Sergey Zimov, who is not involved in the mammoth-recreation effort, initiated the project to restore the Pleistocene ecosystem in 1989. He hopes to test the theory that hunting, not climate change, wiped out the animals that once thrived in northern Siberia.

“I want to show how many animals can exist if nobody hinders them to live,” said Zimov, who directs the Northeast Science Station in Cherskiy, about 93 miles (150 kilometers) south of the Arctic Sea in the Russian republic of Sakha (also known as Yakutiya).

In the area of Sakha where the park is located, temperatures fluctuate between highs of about 85 degrees Fahrenheit (30 degrees Celsius) in the summer and lows of -58 degrees Fahrenheit (-50 degrees Celsius) in the winter.

During the driest periods of the Pleistocene, which lasted from about 1.8 million to 10,000 years ago, the vegetation was mainly low grass.

During warmer periods the land turned into meadows and steppes, ideal grazing grounds for woolly mammoths, rhinoceroses, bison, horses, elk, and yaks.
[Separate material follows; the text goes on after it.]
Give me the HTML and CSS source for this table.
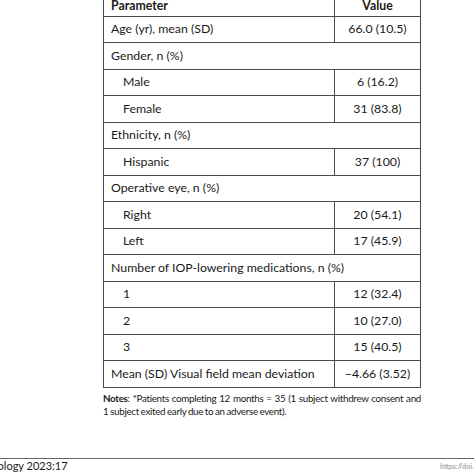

Among the predators were cave lions and wolves.

When this vast ecosystem disappeared 10,000 years ago, the land turned into mossy tundra. The only plant eaters to survive were reindeer that grazed on lichens and moose that fed on willows.

The cause of the extinctions of large animals such as woolly mammoths has been a topic of great debate. Many scientists argue that the sudden shift to a warmer and moister climate proved catastrophic to the steppe vegetation and the animals that thrived on it.

“I’m completely on the side of natural, environmental causes of extinction,” said Andrei Sher, a well-known paleontologist at Moscow’s A.N. Severtsov Institute of Ecology and Evolution.

Skilled Hunters?

Zimov, however, believes that humans, using increasingly efficient hunting practices, killed off the woolly mammoths and the other large animals.

But could a small population of hunters kill millions of animals?

“Imagine a picture in which someone from the neighboring tribe teaches you to make new … weapons” such as spears, Zimov said.

“Now you kill the first animal. Will you carefully prepare and consume all the meat, surrounded as you are by clouds of mosquitoes? Or will you just cut out the tongue, knowing that there are millions more [animals]?

“Over time, people probably understood that they should take care of the animals, but by then it was too late,” he added.

By reintroducing the Pleistocene animals, Zimov says scientists may be able to determine what role the animals played in maintaining their own habitat. Researchers may also better understand the forces that vanquished the Ice Age ecosystem.

While much of the Siberian tundra is now covered with moss, the 160 square kilometers (62 square miles) designated for the park is an even split of meadow, larch forest, and willow shrubland.

“All plants that were there in the Pleistocene epoch are preserved there today,” Zimov said.

The park will eventually be cordoned off, though it will remain open to adventurous tourists who can get to such a remote location, which is accessible only by helicopter.

So far, only 20 square kilometers (about 8 square miles) have been fenced off. Within the park hardy Yakutian horses, the closest descendants of the Pleistocene horse, roam alongside reindeer and moose. Plans to import of Canadian bison, however, are on hold due to fears of bovine spongiform encephalopathy (BSE), or mad cow disease.

Zimov says he hopes to increase the density of plant eaters sufficiently to influence the vegetation and soil in the park and stabilize its grasslands. Once herbivore populations have been established, the plan is to acclimatize Siberian tigers, predators whose modern survival is threatened by poaching.